El dentista es aquél a quien le gusta alternar con gente y ha escogido una profesión en la que tiene que lidiar con el público, con cientos y aun miles de ellos, todos los días y todos diferentes, tienen la mente del hombre de ciencia, la mano del orfebre, el ojo del investigador, el corazón del misionero y la dedicación del médico... es de esa clase de personas a quien se debe respetar y escuchar, porque habla con autoridad y convicción, pues tú comprendes que él sabe lo que está diciendo. Ha invertido años de estudio, ha luchado y se ha sacrificado por adquirir los conocimientos que posee. Es ávido de aprender, no se detiene nunca en su afán por saber y descubrir nuevas técnicas. Examinar y analizar todo aquello que significa un adelanto para su profesión. No llegar a ser nunca a hacer millonario, mas eso no le importa. En su vida hay otros galardones más codiciados...

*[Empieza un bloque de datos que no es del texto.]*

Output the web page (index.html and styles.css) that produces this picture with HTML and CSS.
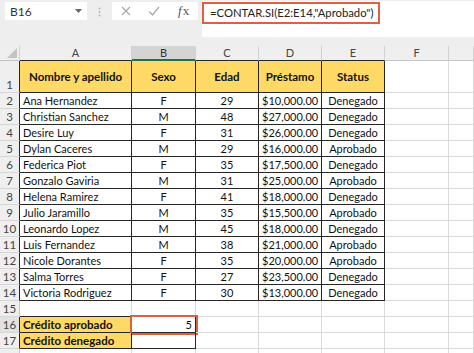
FILE: index.html
```html
<!DOCTYPE html>
<html lang="es">
<head>
    <meta charset="UTF-8">
    <meta name="viewport" content="width=device-width, initial-scale=1.0">
    <title>Créditos</title>
    <link rel="stylesheet" href="styles.css">
</head>
<body>

<!-- Formula bar -->
<div class="toolbar">
    <div class="namebox">
        <span>B16</span>
        <svg width="7" height="4" viewBox="0 0 7 4"><polygon points="0,0 7,0 3.5,4" fill="#666"/></svg>
    </div>
    <div class="grip">
        <svg width="3" height="10" viewBox="0 0 3 10">
            <circle cx="1.5" cy="1.5" r="1" fill="#b5b5b5"/>
            <circle cx="1.5" cy="5" r="1" fill="#b5b5b5"/>
            <circle cx="1.5" cy="8.5" r="1" fill="#b5b5b5"/>
        </svg>
    </div>
    <div class="fnbox">
        <svg width="10" height="10" viewBox="0 0 10 10"><path d="M1 1L9 9M9 1L1 9" stroke="#a8a8a8" stroke-width="1.2" fill="none"/></svg>
        <svg width="12" height="10" viewBox="0 0 12 10"><path d="M1 5.5L4.5 9L11 1" stroke="#a8a8a8" stroke-width="1.2" fill="none"/></svg>
        <span class="fx"><i>f</i>x</span>
    </div>
    <div class="formula">
        <span class="formula-text">=CONTAR.SI(E2:E14,"Aprobado")</span>
    </div>
</div>

<!-- Sheet -->
<div class="sheet">
    <div class="row colhead">
        <div class="corner"><svg width="12" height="11" viewBox="0 0 12 11"><polygon points="11,0 11,10 1,10" fill="#c4c4c4"/></svg></div>
        <div class="top">A</div>
        <div class="sel">B</div>
        <div class="top">C</div>
        <div class="top">D</div>
        <div class="top">E</div>
        <div>F</div>
        <div></div>
    </div>

    <div class="row tall">
        <div class="n edge">1</div>
        <div class="d h">Nombre y apellido</div>
        <div class="d h">Sexo</div>
        <div class="d h">Edad</div>
        <div class="d h">Préstamo</div>
        <div class="d h">Status</div>
        <div></div><div></div>
    </div>

    <div class="row">
        <div class="n edge">2</div>
        <div class="d">Ana Hernandez</div><div class="d ctr">F</div><div class="d ctr">29</div>
        <div class="d money"><span>$</span><span>10,000.00</span></div><div class="d ctr">Denegado</div>
        <div></div><div></div>
    </div>
    <div class="row">
        <div class="n edge">3</div>
        <div class="d">Christian Sanchez</div><div class="d ctr">M</div><div class="d ctr">48</div>
        <div class="d money"><span>$</span><span>27,000.00</span></div><div class="d ctr">Denegado</div>
        <div></div><div></div>
    </div>
    <div class="row">
        <div class="n edge">4</div>
        <div class="d">Desire Luy</div><div class="d ctr">F</div><div class="d ctr">31</div>
        <div class="d money"><span>$</span><span>26,000.00</span></div><div class="d ctr">Denegado</div>
        <div></div><div></div>
    </div>
    <div class="row">
        <div class="n edge">5</div>
        <div class="d">Dylan Caceres</div><div class="d ctr">M</div><div class="d ctr">29</div>
        <div class="d money"><span>$</span><span>16,000.00</span></div><div class="d ctr">Aprobado</div>
        <div></div><div></div>
    </div>
    <div class="row">
        <div class="n edge">6</div>
        <div class="d">Federica Piot</div><div class="d ctr">F</div><div class="d ctr">35</div>
        <div class="d money"><span>$</span><span>17,500.00</span></div><div class="d ctr">Denegado</div>
        <div></div><div></div>
    </div>
    <div class="row">
        <div class="n edge">7</div>
        <div class="d">Gonzalo Gaviria</div><div class="d ctr">M</div><div class="d ctr">31</div>
        <div class="d money"><span>$</span><span>25,000.00</span></div><div class="d ctr">Aprobado</div>
        <div></div><div></div>
    </div>
    <div class="row">
        <div class="n edge">8</div>
        <div class="d">Helena Ramirez</div><div class="d ctr">F</div><div class="d ctr">41</div>
        <div class="d money"><span>$</span><span>18,000.00</span></div><div class="d ctr">Denegado</div>
        <div></div><div></div>
    </div>
    <div class="row">
        <div class="n edge">9</div>
        <div class="d">Julio Jaramillo</div><div class="d ctr">M</div><div class="d ctr">35</div>
        <div class="d money"><span>$</span><span>15,500.00</span></div><div class="d ctr">Aprobado</div>
        <div></div><div></div>
    </div>
    <div class="row">
        <div class="n edge">10</div>
        <div class="d">Leonardo Lopez</div><div class="d ctr">M</div><div class="d ctr">45</div>
        <div class="d money"><span>$</span><span>18,000.00</span></div><div class="d ctr">Denegado</div>
        <div></div><div></div>
    </div>
    <div class="row">
        <div class="n edge">11</div>
        <div class="d">Luis Fernandez</div><div class="d ctr">M</div><div class="d ctr">38</div>
        <div class="d money"><span>$</span><span>21,000.00</span></div><div class="d ctr">Aprobado</div>
        <div></div><div></div>
    </div>
    <div class="row">
        <div class="n edge">12</div>
        <div class="d">Nicole Dorantes</div><div class="d ctr">F</div><div class="d ctr">35</div>
        <div class="d money"><span>$</span><span>20,000.00</span></div><div class="d ctr">Aprobado</div>
        <div></div><div></div>
    </div>
    <div class="row">
        <div class="n edge">13</div>
        <div class="d">Salma Torres</div><div class="d ctr">F</div><div class="d ctr">27</div>
        <div class="d money"><span>$</span><span>23,500.00</span></div><div class="d ctr">Denegado</div>
        <div></div><div></div>
    </div>
    <div class="row">
        <div class="n edge">14</div>
        <div class="d">Victoria Rodriguez</div><div class="d ctr">F</div><div class="d ctr">30</div>
        <div class="d money"><span>$</span><span>13,000.00</span></div><div class="d ctr">Denegado</div>
        <div></div><div></div>
    </div>

    <div class="row">
        <div class="n">15</div>
        <div class="bb"></div><div class="bb"></div>
        <div></div><div></div><div></div><div></div><div></div>
    </div>
    <div class="row">
        <div class="n edge selrow">16</div>
        <div class="d label">Crédito aprobado</div>
        <div class="d rt active">5</div>
        <div></div><div></div><div></div><div></div><div></div>
    </div>
    <div class="row">
        <div class="n edge">17</div>
        <div class="d label">Crédito denegado</div>
        <div class="d"></div>
        <div></div><div></div><div></div><div></div><div></div>
    </div>
    <div class="row">
        <div class="n"></div>
        <div></div><div></div><div></div><div></div><div></div><div></div><div></div>
    </div>
</div>

</body>
</html>
```

FILE: styles.css
```css
body {
    margin: 0;
    font-family: Lato, "Liberation Sans", sans-serif;
    background: #fff;
    overflow: hidden;
}

/* formula bar */
.toolbar {
    display: flex;
    align-items: flex-start;
    height: 46px;
    background: #eeeeee;
}
.namebox {
    box-sizing: border-box;
    width: 82px;
    height: 18px;
    margin: 2px 0 0 5px;
    padding: 0 5px 0 5px;
    background: #fff;
    display: flex;
    align-items: center;
    justify-content: space-between;
    font-size: 12px;
    color: #333;
}
.grip {
    width: 25px;
    display: flex;
    justify-content: center;
    padding-top: 7px;
}
.fnbox {
    width: 86px;
    height: 18px;
    margin-top: 2px;
    background: #fff;
    display: flex;
    align-items: center;
    justify-content: space-around;
}
.fx {
    font-family: "Liberation Serif", serif;
    font-size: 13px;
    color: #555;
}
.fx i {
    margin-right: 1px;
}
.formula {
    flex: 1;
    height: 36px;
    margin: 1px 0 0 4px;
    background: #fff;
}
.formula-text {
    display: inline-block;
    box-sizing: border-box;
    height: 22px;
    padding: 0 4px 0 6px;
    border: 2px solid #e0603e;
    font-size: 11.3px;
    line-height: 18px;
    color: #222;
}

/* sheet grid */
.row {
    display: grid;
    grid-template-columns: 20px 112px 64px 63px 63px 63px 64px 1fr;
    height: 16px;
}
.row > div {
    box-sizing: border-box;
    border-right: 1px solid #dadada;
    border-bottom: 1px solid #dadada;
    padding: 0 3px;
    font-size: 11px;
    line-height: 15px;
    white-space: nowrap;
    overflow: hidden;
    color: #111;
}
.row > .d {
    border-color: #262626;
}
.row > .bb {
    border-bottom-color: #262626;
}

.colhead {
    height: 15px;
}
.colhead > div {
    background: #efefef;
    text-align: center;
    color: #444;
    border-right-color: #d2d2d2;
    border-bottom-color: #c4c4c4;
    line-height: 14px;
}
.colhead > .corner {
    padding: 2px 0 0 6px;
    text-align: left;
    line-height: 0;
}
.colhead > .top {
    border-bottom-color: #262626;
}
.colhead > .sel {
    background: #d4d4d4;
    border-bottom: 2px solid #217346;
    color: #333;
}

.row > .n {
    padding: 0;
    background: #efefef;
    text-align: center;
    color: #444;
    font-size: 11.5px;
    border-right-color: #c4c4c4;
    border-bottom-color: #d6d6d6;
}
.row > .n.edge {
    border-right-color: #262626;
}
.row > .n.selrow {
    background: #e2e2e2;
}

.tall {
    height: 32px;
}
.tall > .n {
    line-height: 47px;
}
.row > .h {
    background: #ffd966;
    font-weight: bold;
    font-size: 11.5px;
    text-align: center;
    line-height: 31px;
}
.row > .label {
    background: #ffd966;
    font-weight: bold;
    font-size: 11.5px;
}
.ctr {
    text-align: center;
}
.rt {
    text-align: right;
}
.row > .money {
    display: flex;
    justify-content: space-between;
    padding: 0 4px 0 3px;
}
.active {
    outline: 2px solid #e0603e;
    outline-offset: 0;
}
```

Pocas personas comprenden la misión del dentista el ejercicio de la odontología requiere habilidad e información exacta de las ciencias y arte. Es necesario mucho tacto, intuición y sentido psicológico para alcanzar el arte de persuadir y la autoridad para de preveer y remediar el miedo instintivo y las excitaciones del paciente, más perturbable que el mismo dolor material. Vosotros los dentistas necesitamos mucha paciencia y una gran resistencia física.

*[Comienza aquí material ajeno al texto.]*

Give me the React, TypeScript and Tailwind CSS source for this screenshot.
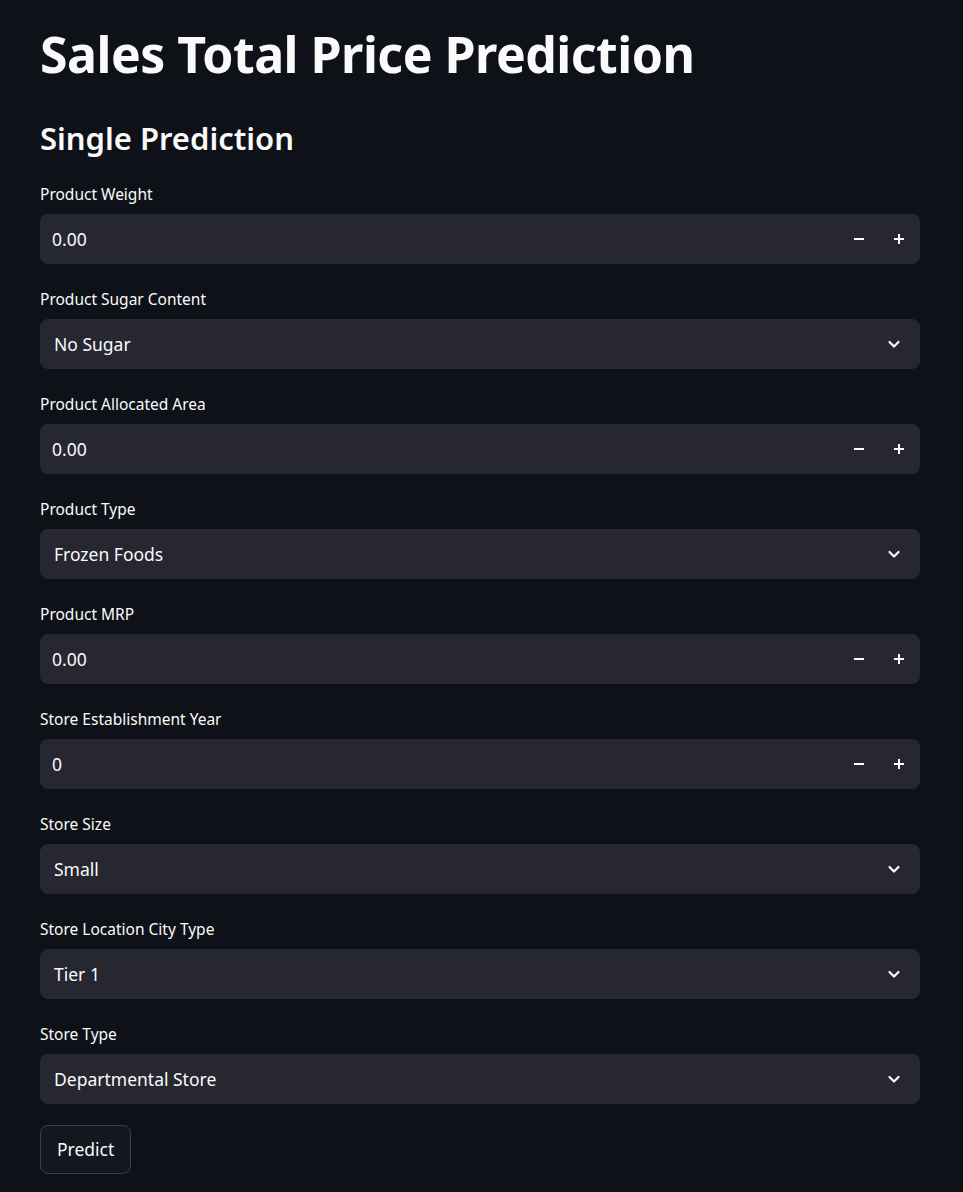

Vuestro cuerpo, nervios, mente, nuestra voluntad y sensibilidad estará en tensión continua. Siempre de pie, muchas veces en actitud constreñida, con ojo alerta, ambas manos ocupadas, los dedos obedientes a la manipulación de varios instrumentos a la vez. Cada movimiento es obstaculizado por reflejo y reacciones del paciente que no puede ser siempre previsto. Además, durante todo el tiempo tenéis que permanecer imperturbables, calmados, corteses, gentiles y llenos de piedad.

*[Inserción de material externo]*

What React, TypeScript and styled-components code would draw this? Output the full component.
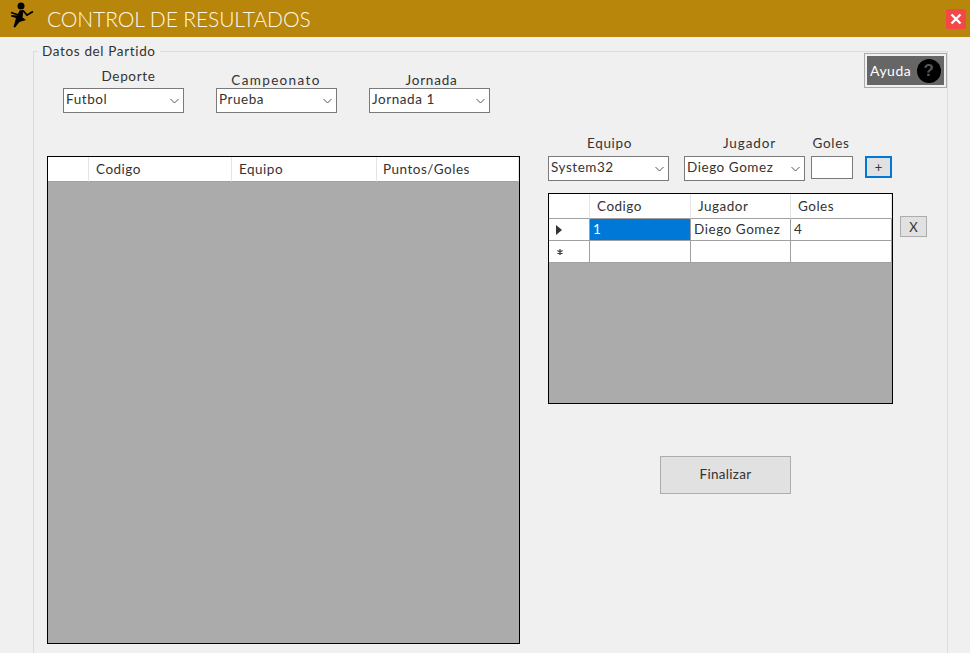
import React from 'react';
import styled, { createGlobalStyle } from 'styled-components';

const Global = createGlobalStyle`
  html, body {
    margin: 0;
    padding: 0;
    background: #f0f0f0;
  }
  body {
    font-family: "Lato", "Noto Sans", sans-serif;
    color: #333;
  }
`;

const Page = styled.div`
  width: 970px;
  height: 653px;
  overflow: hidden;
  background: #f0f0f0;
`;

const TitleBar = styled.header`
  height: 37px;
  background: #b8860b;
  display: flex;
  align-items: center;
  padding: 0 4px 0 9px;
`;

const Logo = styled.svg`
  width: 26px;
  height: 28px;
  margin-top: -9px;
`;

const Title = styled.h1`
  flex: 1;
  margin: 0 0 0 12px;
  color: #fff8e6;
  font-size: 21px;
  font-weight: 300;
  letter-spacing: -0.1px;
`;

const Close = styled.button`
  width: 20px;
  height: 20px;
  padding: 0;
  border: none;
  border-radius: 2px;
  background: #f44747;
  display: flex;
  align-items: center;
  justify-content: center;
  margin-top: 1px;
`;

const Main = styled.main`
  padding: 6px 22px 0 33px;
  position: relative;
`;

const Group = styled.fieldset`
  margin: 0;
  height: 640px;
  padding: 0 14px 0 13px;
  border: 1px solid #dcdcdc;
  box-sizing: border-box;
`;

const GroupTitle = styled.legend`
  margin-left: -9px;
  padding: 0 4px;
  font-size: 13.5px;
  line-height: 16px;
  letter-spacing: 0.65px;
`;

const HelpButton = styled.button`
  position: absolute;
  top: 16px;
  right: 23px;
  width: 83px;
  height: 35px;
  padding: 0 3px 0 5px;
  background: #666;
  border: 1px solid #a9a9a9;
  outline: 2px solid #f0f0f0;
  outline-offset: -3px;
  color: #fff;
  display: flex;
  align-items: center;
  justify-content: space-between;
  font: 400 14px "Lato", sans-serif;
  letter-spacing: 0.5px;
`;

const HelpMark = styled.span`
  width: 24px;
  height: 24px;
  margin-right: 2px;
  border-radius: 50%;
  background: #000;
  color: #555;
  font: 700 17px/24px "Liberation Sans", sans-serif;
  text-align: center;
`;

const Columns = styled.div`
  display: flex;
  align-items: flex-start;
`;

const LeftColumn = styled.section`
  width: 473px;
  flex: none;
`;

const RightColumn = styled.section`
  margin: 76px 0 0 28px;
  width: 380px;
`;

const FilterRow = styled.div`
  display: flex;
  align-items: flex-end;
  gap: 32px;
  padding: 9px 0 0 16px;
  margin-bottom: 43px;
`;

const PlayerRow = styled.div`
  display: flex;
  align-items: flex-end;
  margin-bottom: 12px;
`;

const Field = styled.div<{ $gap?: number; $left?: number }>`
  display: flex;
  flex-direction: column;
  gap: ${(p) => p.$gap ?? 0}px;
  margin-left: ${(p) => p.$left ?? 0}px;
`;

const FieldLabel = styled.label<{ $shift?: number; $spacing?: number }>`
  display: block;
  text-align: center;
  font-size: 13.5px;
  line-height: 16px;
  letter-spacing: ${(p) => p.$spacing ?? 0.65}px;
  padding-left: ${(p) => Math.max(p.$shift ?? 0, 0)}px;
  padding-right: ${(p) => Math.max(-(p.$shift ?? 0), 0)}px;
  white-space: nowrap;
`;

const SelectBox = styled.div`
  width: 121px;
  height: 25px;
  box-sizing: border-box;
  border: 1px solid #7a7a7a;
  background: #fff;
  display: flex;
  align-items: center;
  justify-content: space-between;
  padding: 0 4px 3px 2px;
  font-size: 13.5px;
  letter-spacing: 0.55px;
`;

const TextBox = styled.input`
  width: 42px;
  height: 23px;
  box-sizing: border-box;
  border: 1px solid #7a7a7a;
  background: #fff;
  margin-bottom: 2px;
`;

const SmallButton = styled.button<{ $focused?: boolean }>`
  width: 27px;
  height: ${(p) => (p.$focused ? 22 : 21)}px;
  padding: 0;
  box-sizing: border-box;
  background: #e1e1e1;
  border: ${(p) => (p.$focused ? '2px solid #0078d7' : '1px solid #adadad')};
  font: 400 13px "Lato", sans-serif;
  color: #333;
`;

const AddButton = styled(SmallButton)`
  margin: 0 0 3px 12px;
`;

const GridRow = styled.div`
  display: flex;
  align-items: flex-start;
  gap: 7px;
`;

const RemoveButton = styled(SmallButton)`
  margin-top: 23px;
`;

const Grid = styled.div<{ $width: number; $height: number }>`
  width: ${(p) => p.$width}px;
  height: ${(p) => p.$height}px;
  box-sizing: border-box;
  flex: none;
  border: 1px solid #000;
  background: #ababab;
`;

const GridLine = styled.div<{ $cols: string; $height: number }>`
  display: grid;
  grid-template-columns: ${(p) => p.$cols};
  height: ${(p) => p.$height}px;
  box-sizing: border-box;
`;

const HeadCell = styled.div<{ $pad: number }>`
  background: #fff;
  border-right: 1px solid #e4e4e4;
  border-bottom: 1px solid #a0a0a0;
  padding-left: ${(p) => p.$pad}px;
  font-size: 13.5px;
  line-height: 24px;
  letter-spacing: 0.5px;
  white-space: nowrap;
`;

const Cell = styled.div<{ $selected?: boolean }>`
  background: ${(p) => (p.$selected ? '#0078d7' : '#fff')};
  color: ${(p) => (p.$selected ? '#fff' : '#333')};
  border-right: 1px solid #a0a0a0;
  border-bottom: 1px solid #a0a0a0;
  padding-left: 3px;
  font-size: 13.5px;
  line-height: 21px;
  letter-spacing: 0.55px;
  white-space: nowrap;
  overflow: hidden;
`;

const RowHead = styled(Cell)<{ $inset: number }>`
  display: flex;
  align-items: center;
  padding-left: ${(p) => p.$inset}px;
`;

const FinishRow = styled.div`
  padding: 52px 0 0 112px;
`;

const FinishButton = styled.button`
  width: 131px;
  height: 38px;
  padding-bottom: 3px;
  background: #e1e1e1;
  border: 1px solid #adadad;
  font: 400 13.5px "Lato", sans-serif;
  letter-spacing: 0.3px;
  color: #333;
`;

const Chevron = () => (
  <svg width="9" height="6" viewBox="0 0 9 6" style={{ marginTop: 3 }}>
    <path d="M.5 1l4 4 4-4" fill="none" stroke="#555" strokeWidth="1" />
  </svg>
);

const Select = ({ value }: { value: string }) => (
  <SelectBox>
    <span>{value}</span>
    <Chevron />
  </SelectBox>
);

const resultCols = '41px 143px 145px 1fr';
const scorerCols = '41px 101px 100px 1fr';

export default function App() {
  return (
    <Page>
      <Global />
      <TitleBar>
        <Logo viewBox="0 0 26 28">
          <circle cx="12" cy="6" r="3.5" fill="#000" />
          {/* arms */}
          <path d="M2 12.5l7.5 2.5 2.5-4M14 10.5l4 4.5 6-3.5" fill="none" stroke="#000" strokeWidth="1.8" />
          {/* torso and legs */}
          <path d="M10.5 10.5l4-.5-1 7.5 3.5 2.5-6.5 2-4.5 5.5-1.5-.5 2.5-9-5-1.5.5-1.5 6 .5z" fill="#000" />
        </Logo>
        <Title>CONTROL DE RESULTADOS</Title>
        <Close aria-label="Cerrar">
          <svg width="12" height="12" viewBox="0 0 12 12">
            <path d="M1.5 1.5l9 9M10.5 1.5l-9 9" stroke="#fff" strokeWidth="2.4" />
          </svg>
        </Close>
      </TitleBar>
      <Main>
        <Group>
          <GroupTitle>Datos del Partido</GroupTitle>
          <Columns>
            <LeftColumn>
              <FilterRow>
                <Field $gap={4}>
                  <FieldLabel $shift={10}>Deporte</FieldLabel>
                  <Select value="Futbol" />
                </Field>
                <Field>
                  <FieldLabel $spacing={1.35} $shift={-1}>Campeonato</FieldLabel>
                  <Select value="Prueba" />
                </Field>
                <Field>
                  <FieldLabel $spacing={0.8} $shift={4}>Jornada</FieldLabel>
                  <Select value="Jornada 1" />
                </Field>
              </FilterRow>
              <Grid $width={473} $height={488}>
                <GridLine $cols={resultCols} $height={25}>
                  <HeadCell $pad={0} />
                  <HeadCell $pad={7}>Codigo</HeadCell>
                  <HeadCell $pad={7}>Equipo</HeadCell>
                  <HeadCell $pad={6}>Puntos/Goles</HeadCell>
                </GridLine>
              </Grid>
            </LeftColumn>
            <RightColumn>
              <PlayerRow>
                <Field $gap={5}>
                  <FieldLabel $shift={2}>Equipo</FieldLabel>
                  <Select value="System32" />
                </Field>
                <Field $gap={5} $left={15}>
                  <FieldLabel $shift={10} $spacing={0.9}>Jugador</FieldLabel>
                  <Select value="Diego Gomez" />
                </Field>
                <Field $gap={5} $left={6}>
                  <FieldLabel $shift={-2}>Goles</FieldLabel>
                  <TextBox />
                </Field>
                <AddButton $focused>+</AddButton>
              </PlayerRow>
              <GridRow>
                <Grid $width={345} $height={211}>
                  <GridLine $cols={scorerCols} $height={25}>
                    <HeadCell $pad={0} />
                    <HeadCell $pad={7}>Codigo</HeadCell>
                    <HeadCell $pad={7}>Jugador</HeadCell>
                    <HeadCell $pad={7}>Goles</HeadCell>
                  </GridLine>
                  <GridLine $cols={scorerCols} $height={22}>
                    <RowHead $inset={7}>
                      <svg width="6" height="10" viewBox="0 0 6 10">
                        <path d="M0 0l6 5-6 5z" fill="#333" />
                      </svg>
                    </RowHead>
                    <Cell $selected>1</Cell>
                    <Cell>Diego Gomez</Cell>
                    <Cell>4</Cell>
                  </GridLine>
                  <GridLine $cols={scorerCols} $height={22}>
                    <RowHead $inset={8}>
                      <svg width="6" height="6" viewBox="0 0 6 6">
                        <path d="M3 0v6M.4 1.5l5.2 3M5.6 1.5l-5.2 3" stroke="#444" strokeWidth="1.3" />
                      </svg>
                    </RowHead>
                    <Cell />
                    <Cell />
                    <Cell />
                  </GridLine>
                </Grid>
                <RemoveButton>X</RemoveButton>
              </GridRow>
              <FinishRow>
                <FinishButton>Finalizar</FinishButton>
              </FinishRow>
            </RightColumn>
          </Columns>
        </Group>
        <HelpButton>
          Ayuda
          <HelpMark>?</HelpMark>
        </HelpButton>
      </Main>
    </Page>
  );
}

La menor lesión en cualquier tejido como la membrana de la boca, puede tener repercusiones en la salud de todo el organismo.
La boca expresa características y sentimientos que no pueden ser reflejados por la frente y los ojos por sí solos. Un simple pliegue de labios, imperceptibles si se quiere, puede transformar o hacer alteraciones definitivas en la expresión de la cara.
Este discurso efectuado por el Papa Pío XII, fue en los años 50, ya pasó tiempo, y sin embargo, expresa de manera notable nuestra profesión claramente.